My impressions of The Caribbean

When you're born into this world, you're given a ticket to the freak show. If you're born in America you get a front row seat. Island life in Dominica is Project Manana.

I do this real moron thing, and it's called thinking. And apparently I'm not a very good Tourist because I like to form my own opinions
Is it Manana yet.
Mañana: 1. Tomorrow 2. An unspecified future time
Banana Republic Is Hiring!
Christopher Columbus never actually discovered Dominica, it had merely been detected. After he spotted the island on a Sunday (dominica in Latin, domingo in get the idea). It's more like manana-nothing much gets done on time when it happens, it just happens, life goes on, and you can just pee in the ocean. Carpe Diem verses Carpe Mañana.

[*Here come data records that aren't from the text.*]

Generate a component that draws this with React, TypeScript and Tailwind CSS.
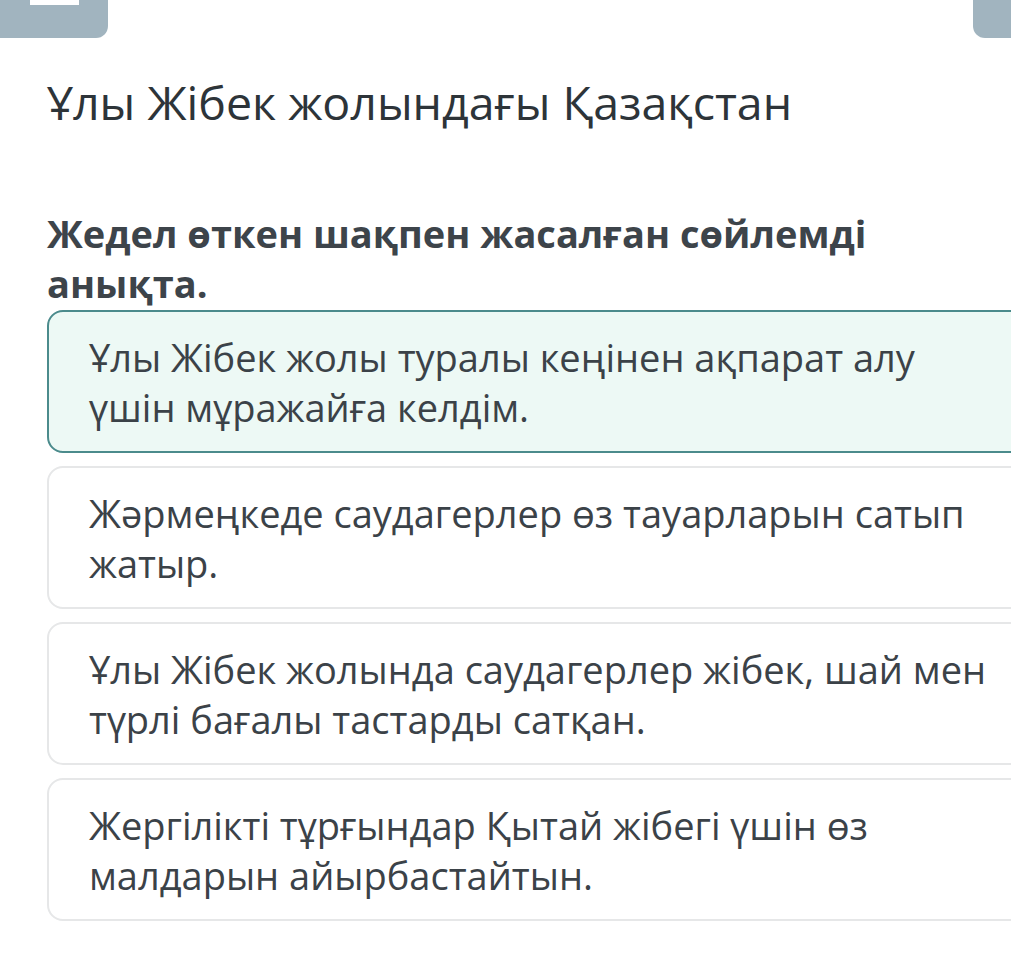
const options = [
    'Ұлы Жібек жолы туралы кеңінен ақпарат алу үшін мұражайға келдім.',
    'Жәрмеңкеде саудагерлер өз тауарларын сатып жатыр.',
    'Ұлы Жібек жолында саудагерлер жібек, шай мен түрлі бағалы тастарды сатқан.',
    'Жергілікті тұрғындар Қытай жібегі үшін өз малдарын айырбастайтын.',
];

export default function App() {
    return (
        <div className="relative h-[954px] w-[1011px] overflow-hidden bg-white font-['Open_Sans',sans-serif] text-[#343b41]">
            <div className="flex justify-between">
                <div className="relative h-[38px] w-[108px] rounded-br-[12px] bg-[#a1b4bf]">
                    <div className="absolute left-[30px] top-0 h-[5px] w-[49px] bg-white" />
                </div>
                <div className="h-[38px] w-[38px] rounded-bl-[12px] bg-[#a1b4bf]" />
            </div>

            <div className="pl-[47px]">
                <h1 className="mt-[33px] text-[46.5px] leading-[62px] font-normal text-[#2d3439]">Ұлы Жібек жолындағы Қазақстан</h1>

                <p className="mt-[75px] w-[880px] text-[38px] leading-[50px] font-bold text-[#3d444a]">
                    Жедел өткен шақпен жасалған сөйлемді анықта.
                </p>

                <div className="mt-[2px] flex w-[1020px] flex-col gap-[13px]">
                    {options.map((t, i) => (
                        <div
                            key={i}
                            className={`flex h-[143px] items-center rounded-[16px] border-2 pl-[40px] ${i === 0 ? 'border-[#4b8b8c] bg-[#edf9f5]' : 'border-[#e6e7e8] bg-white'}`}
                        >
                            <div className="w-[920px] text-[38px] leading-[50px] text-[#3b4248]">{t}</div>
                        </div>
                    ))}
                </div>
            </div>
        </div>
    );
}
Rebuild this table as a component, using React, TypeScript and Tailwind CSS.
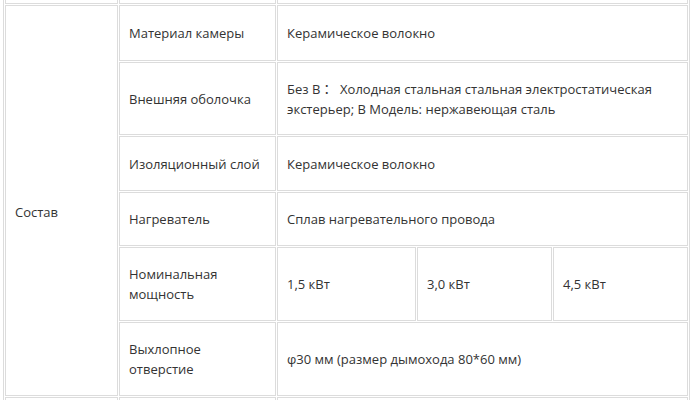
import React from 'react'

// spec table, scrolled so only the "Состав" block shows fully
const cell = 'border border-[#dcdcdc] bg-white flex items-center pl-[9px] pr-2'

const rows: { label: React.ReactNode; value: React.ReactNode; row: string }[] = [
    { label: 'Материал камеры', value: 'Керамическое волокно', row: 'row-start-2' },
    {
        label: 'Внешняя оболочка',
        value: (
            <>
                Без В：&nbsp;&nbsp;Холодная стальная стальная электростатическая
                <br />
                экстерьер; В Модель: нержавеющая сталь
            </>
        ),
        row: 'row-start-3',
    },
    { label: 'Изоляционный слой', value: 'Керамическое волокно', row: 'row-start-4' },
    { label: 'Нагреватель', value: 'Сплав нагревательного провода', row: 'row-start-5' },
]

export default function App() {
    return (
        <div
            className="h-[400px] w-[690px] overflow-hidden bg-white text-[13px] leading-[20px] text-[#333]"
            style={{ fontFamily: '"Open Sans", "Noto Sans CJK JP", sans-serif' }}
        >
            <div className="ml-[3px] mt-[-52px] w-[687px] border border-[#dcdcdc] p-[1px]">
                <div className="grid grid-cols-[113px_157px_139px_135px_135px] grid-rows-[54px_56px_73px_55px_54px_74px_74px_54px] gap-[1px]">
                    {/* row above, mostly scrolled away */}
                    <div className={`${cell} row-start-1 col-start-1`} />
                    <div className={`${cell} row-start-1 col-start-2`} />
                    <div className={`${cell} row-start-1 col-start-3 col-span-3`} />

                    <div className={`${cell} col-start-1 row-start-2 row-span-6 pt-[22px]`}>Состав</div>

                    {rows.map(r => (
                        <React.Fragment key={r.row}>
                            <div className={`${cell} col-start-2 ${r.row}`}>{r.label}</div>
                            <div className={`${cell} col-start-3 col-span-3 ${r.row}`}>{r.value}</div>
                        </React.Fragment>
                    ))}

                    <div className={`${cell} col-start-2 row-start-6`}>
                        Номинальная
                        <br />
                        мощность
                    </div>
                    <div className={`${cell} col-start-3 row-start-6`}>1,5 кВт</div>
                    <div className={`${cell} col-start-4 row-start-6`}>3,0 кВт</div>
                    <div className={`${cell} col-start-5 row-start-6`}>4,5 кВт</div>

                    <div className={`${cell} col-start-2 row-start-7`}>
                        Выхлопное
                        <br />
                        отверстие
                    </div>
                    <div className={`${cell} col-start-3 col-span-3 row-start-7`}>φ30 мм (размер дымохода 80*60 мм)</div>

                    {/* next row, cut off at the bottom */}
                    <div className={`${cell} row-start-8 col-start-1`} />
                    <div className={`${cell} row-start-8 col-start-2`} />
                    <div className={`${cell} row-start-8 col-start-3 col-span-3`} />
                </div>
            </div>
        </div>
    )
}
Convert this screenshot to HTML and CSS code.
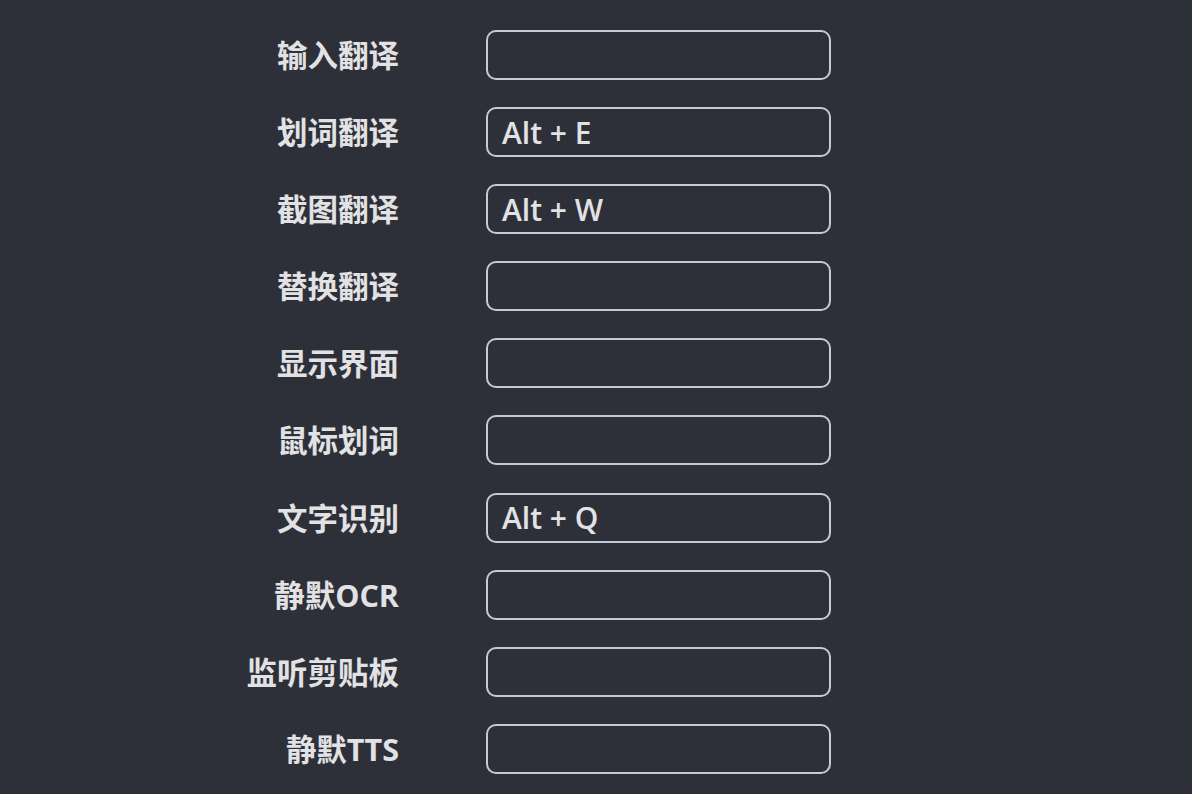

If St Maarten is the Mitt Romney of vacation destinations---self restraint in an age of rage, then Barbados is the Keith Richards of the Caribbean--it's over the hill, showing signs of age but can still belt out the kareoke hits of Paradise it once sang. A sort of life is going on, beating with a reasonable version of a pulse, but that life consists for the most part of travelers like myself. The very unspoiledness you are there to experience still shows up in unexpected ways, like the coconuts and the flowers.
Caribbean Roadkill- What Am I doing Here?
The newly refurbished Fairmont Royal Pavillion is beautiful. Yet I always end up in that part of the Carribean which has been made almost exactly the same as everywhere else in the world for the sake of Cruise Ships who have come all this way to "inhabit" a port for 6 hours.
To be a cruise ship tourist in the Caribbean to escape accountability. Quirks and flaws don't stick to you the way they do back home.
Cruising the open-sea is a Virtue, Shopping the ports of call, a deadly sin.

Coo Coo for Coconuts
You're able to drift across continents and languages, suspending the operation of sound thought. Tourism is the march of stupidity. You're expected to be stupid. The entire mechanism of the host port of call is geared to cruisers acting stupidly. YOU are economically significant but existentially loathsome. You walk around dazed, squinting into fold-out port and shopping guide maps. You don't know how to talk tothe locals, how to get anywhere, what the money means, what time it is, what to eat or how to eat it. Being stupid is the cookie cutter mold, the level and the norm. You can exist on this level for weeks and months without reprimand or dire consequence. Together with a thousand other passangers, you are granted immunities and broad freedoms. You are an army of fools, wearing bright polyesters, riding scooters and 4by4's and Jet Skis, taking pictures of each other, bloated, drunk stiill thirsty. There is nothing to think about or lust after but the next shapeless event. Alien, ignorant, greedy for something you cannot ever have---sunshine, sand and indifference to the treadmill of consumption and "stuff.